Transcendental Thomism is an attempt to apply Kant’s transcendental method to Thomism. Kant argued that people do not know real objective things, but only subjective impressions constructed by the person to make sense of the things sensed and impose categories upon them. On face value, it seems hard to reconcile a subjective construction of reality with Aquinas who affirmed “thus the human understanding has a form, viz. intelligible light, which of itself is sufficient for knowing certain intelligible things, viz. those we can come to know through the senses” (ST II, Q 109 A 1 co.).


In addition to having a seemingly incompatible epistemological foundation, the version of Transcendental Thomism that was promoted by Karl Rahner appears to have a number of other very divergent thoughts. Rahner asserts (as interpreted by Aidan Nichols) that “transcendental philosophy can anticipate the content of Christian revelation... the life, death, and resurrection of Christ are exemplary rather than efficacious...[and] other faiths are ordinary means of salvation” (Rowland, 63). It is very difficult to see how these can be squared with Thomism.
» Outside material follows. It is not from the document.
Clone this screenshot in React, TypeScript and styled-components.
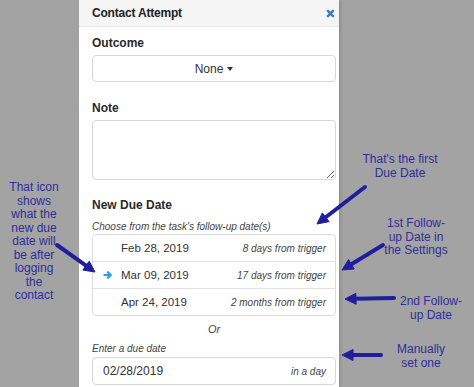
import React from 'react';
import styled, { createGlobalStyle } from 'styled-components';

const GlobalStyle = createGlobalStyle`
  html, body {
    margin: 0;
    padding: 0;
    background: #a3a3a3;
    font-family: "Liberation Sans", Arial, sans-serif;
  }
`;

const Page = styled.div`
  position: relative;
  display: grid;
  grid-template-columns: 79px 260px 1fr;
  width: 474px;
  height: 387px;
  overflow: hidden;
  background: #a3a3a3;
`;

const SideColumn = styled.div<{ $padTop?: number }>`
  position: relative;
  padding: ${p => p.$padTop || 0}px 11px 0 0;
  text-align: center;
`;

const NoteText = styled.div`
  color: #2e2e9c;
  font-size: 12px;
  line-height: 13.5px;
  white-space: pre;
`;

const Callout = styled(NoteText)<{ $top: number; $center: number }>`
  position: absolute;
  top: ${p => p.$top}px;
  left: ${p => p.$center - 60}px;
  width: 120px;
  text-align: center;
`;

const Panel = styled.div`
  background: #fff;
  box-shadow: 2px 0 2px rgba(0, 0, 0, 0.12);
  display: flex;
  flex-direction: column;
  color: #333;
`;

const Header = styled.div`
  height: 26px;
  display: flex;
  align-items: center;
  justify-content: space-between;
  padding: 0 4px 0 13px;
  background: #f5f5f5;
  border-bottom: 1px solid #e9e9e9;
`;

const Title = styled.div`
  font-size: 12px;
  font-weight: bold;
  color: #222;
  letter-spacing: -0.2px;
`;

const Body = styled.div`
  display: flex;
  flex-direction: column;
  padding: 0 3px 0 13px;
`;

const Label = styled.div<{ $mt: number }>`
  margin-top: ${p => p.$mt}px;
  font-size: 12px;
  line-height: 14px;
  font-weight: bold;
  color: #2a2a2a;
`;

const Hint = styled.div<{ $mt: number; $center?: boolean; $size?: number }>`
  margin-top: ${p => p.$mt}px;
  font-size: ${p => p.$size || 10}px;
  line-height: 12px;
  font-style: italic;
  color: #444;
  text-align: ${p => (p.$center ? 'center' : 'left')};
`;

const SelectButton = styled.div`
  margin-top: 5px;
  height: 25px;
  border: 1px solid #d6d6d6;
  border-radius: 4px;
  display: flex;
  align-items: center;
  justify-content: center;
  gap: 4px;
  font-size: 12px;
  color: #333;
`;

const Caret = styled.span`
  width: 0;
  height: 0;
  border-left: 3.5px solid transparent;
  border-right: 3.5px solid transparent;
  border-top: 4px solid #333;
  margin-top: 1px;
`;

const NoteArea = styled.textarea`
  margin-top: 5px;
  height: 60px;
  box-sizing: border-box;
  border: 1px solid #d6d6d6;
  border-radius: 4px;
  resize: vertical;
  outline: none;
  font-family: inherit;
`;

const DateList = styled.div`
  margin-top: 1px;
  border: 1px solid #dcdcdc;
  border-radius: 4px;
  display: flex;
  flex-direction: column;
`;

const DateRow = styled.div`
  height: 26px;
  display: grid;
  grid-template-columns: 18px 1fr auto;
  align-items: center;
  padding: 0 9px 0 10px;
  & + & {
    border-top: 1px solid #e2e2e2;
  }
`;

const DateText = styled.span`
  font-size: 11.5px;
  color: #333;
`;

const Relative = styled.span`
  font-size: 10px;
  font-style: italic;
  color: #444;
`;

const DueInput = styled.div`
  margin-top: 2px;
  height: 26px;
  border: 1px solid #d6d6d6;
  border-radius: 4px;
  display: flex;
  align-items: center;
  justify-content: space-between;
  padding: 0 9px 0 10px;
`;

const InputValue = styled.span`
  font-size: 12px;
  color: #333;
`;

const Overlay = styled.svg`
  position: absolute;
  left: 0;
  top: 0;
  pointer-events: none;
`;

const CloseIcon = () => (
  <svg width="9" height="9" viewBox="0 0 9 9">
    <path d="M1.2 1.2L7.8 7.8M7.8 1.2L1.2 7.8" stroke="#3b7cc4" strokeWidth="2.4" />
  </svg>
);

const ArrowIcon = () => (
  <svg width="9" height="10" viewBox="0 0 9 10">
    <path d="M0.5 5H7.5M4.3 1.6L7.7 5L4.3 8.4" stroke="#2f9fe4" strokeWidth="2.2" fill="none" />
  </svg>
);

type Pointer = [number, number, number, number];

const pointers: Pointer[] = [
  [365, 187, 317, 224],
  [383, 245, 342, 270],
  [394, 298, 345, 299],
  [381, 355, 342, 355],
  [57, 245, 95, 272],
];

const Pointers = () => (
  <Overlay width="474" height="387">
    {pointers.map(([x1, y1, x2, y2], i) => {
      const a = Math.atan2(y2 - y1, x2 - x1);
      const len = 11;
      const half = 5.5;
      const bx = x2 - Math.cos(a) * len;
      const by = y2 - Math.sin(a) * len;
      const px = -Math.sin(a) * half;
      const py = Math.cos(a) * half;
      return (
        <g key={i} fill="#1f1f9e" stroke="#1f1f9e">
          <line x1={x1} y1={y1} x2={bx} y2={by} strokeWidth="4" strokeLinecap="round" />
          <polygon
            points={`${x2},${y2} ${bx + px},${by + py} ${bx - px},${by - py}`}
            strokeWidth="1"
          />
        </g>
      );
    })}
  </Overlay>
);

const dates = [
  { date: 'Feb 28, 2019', rel: '8 days from trigger', current: false },
  { date: 'Mar 09, 2019', rel: '17 days from trigger', current: true },
  { date: 'Apr 24, 2019', rel: '2 months from trigger', current: false },
];

const App: React.FC = () => {
  return (
    <>
      <GlobalStyle />
      <Page>
        <SideColumn $padTop={181}>
          <NoteText>{'That icon\nshows\nwhat the\nnew due\ndate will\nbe after\nlogging\nthe\ncontact'}</NoteText>
        </SideColumn>
        <Panel>
          <Header>
            <Title>Contact Attempt</Title>
            <CloseIcon />
          </Header>
          <Body>
            <Label $mt={9}>Outcome</Label>
            <SelectButton>
              None <Caret />
            </SelectButton>
            <Label $mt={19}>Note</Label>
            <NoteArea />
            <Label $mt={18}>New Due Date</Label>
            <Hint $mt={9}>Choose from the task's follow-up date(s)</Hint>
            <DateList>
              {dates.map(d => (
                <DateRow key={d.date}>
                  <span>{d.current && <ArrowIcon />}</span>
                  <DateText>{d.date}</DateText>
                  <Relative>{d.rel}</Relative>
                </DateRow>
              ))}
            </DateList>
            <Hint $mt={7} $center $size={11}>Or</Hint>
            <Hint $mt={8}>Enter a due date</Hint>
            <DueInput>
              <InputValue>02/28/2019</InputValue>
              <Relative>in a day</Relative>
            </DueInput>
          </Body>
        </Panel>
        <SideColumn>
          <Callout $top={153} $center={61}>{"That's the first\nDue Date"}</Callout>
          <Callout $top={217} $center={77}>{'1st Follow-\nup Date in\nthe Settings'}</Callout>
          <Callout $top={295} $center={92}>{'2nd Follow-\nup Date'}</Callout>
          <Callout $top={343} $center={82}>{'Manually\nset one'}</Callout>
        </SideColumn>
        <Pointers />
      </Page>
    </>
  );
};

export default App;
Aquinas firmly asserts that “The existence of God and other like truths about God, which can be known by natural reason, are not articles of faith, but are preambles to the articles” (ST I, Q 2, A 2 ,ad. 1).  Faith is a supernatural gift, and it cannot be known by reason alone.  This stands in stark contradiction to the idea that any kind of philosophy can be used to know the content of Christian revelation.


Aquinas wrote that the “way of efficiency, inasmuch as Christ's flesh, wherein He endured the Passion, is the instrument of the Godhead, so that His sufferings and actions operate with Divine power for expelling sin” (ST III, Q 49, A I, ad. 1).  Clearly, Aquinas believed that the efficient cause for the forgiveness of sins was the Passion of Christ. There is a sense that Aquinas thought that Passion was also exemplary, but to reduce the Passion to that is completely alien to his thoughts.


Finally, it is asserted that all religions are ordinary means of salvation.  However, Aquinas wrote that “there is no entering into salvation outside the Church, just as in the time of the deluge there was none outside the Ark, which denotes the Church” (ST III, Q 73 A III, co.). It seems highly unlikely that Aquinas would entertain any notion that there is any way to be saved apart from Our Lord and Savior.


It would appear that Transcendental Thomism is nearly completely at odds with Classical Thomism. There is a great epistemological and metaphysical divide between the two ideas.  It is difficult to imagine how they could be reconciled.  They may use the same words, but it appears to rely on ambiguity of meaning to maintain any semblance of continuity.



 

Works Cited


Aquinas, Thomas. Summa Theologiae, Kevin Knight, 2017, http://www.newadvent.org/summa/. Accessed 7 February 2020.


Rowland, Tracy. Catholic Theology. Bloomsbury T&T Clark, 2017.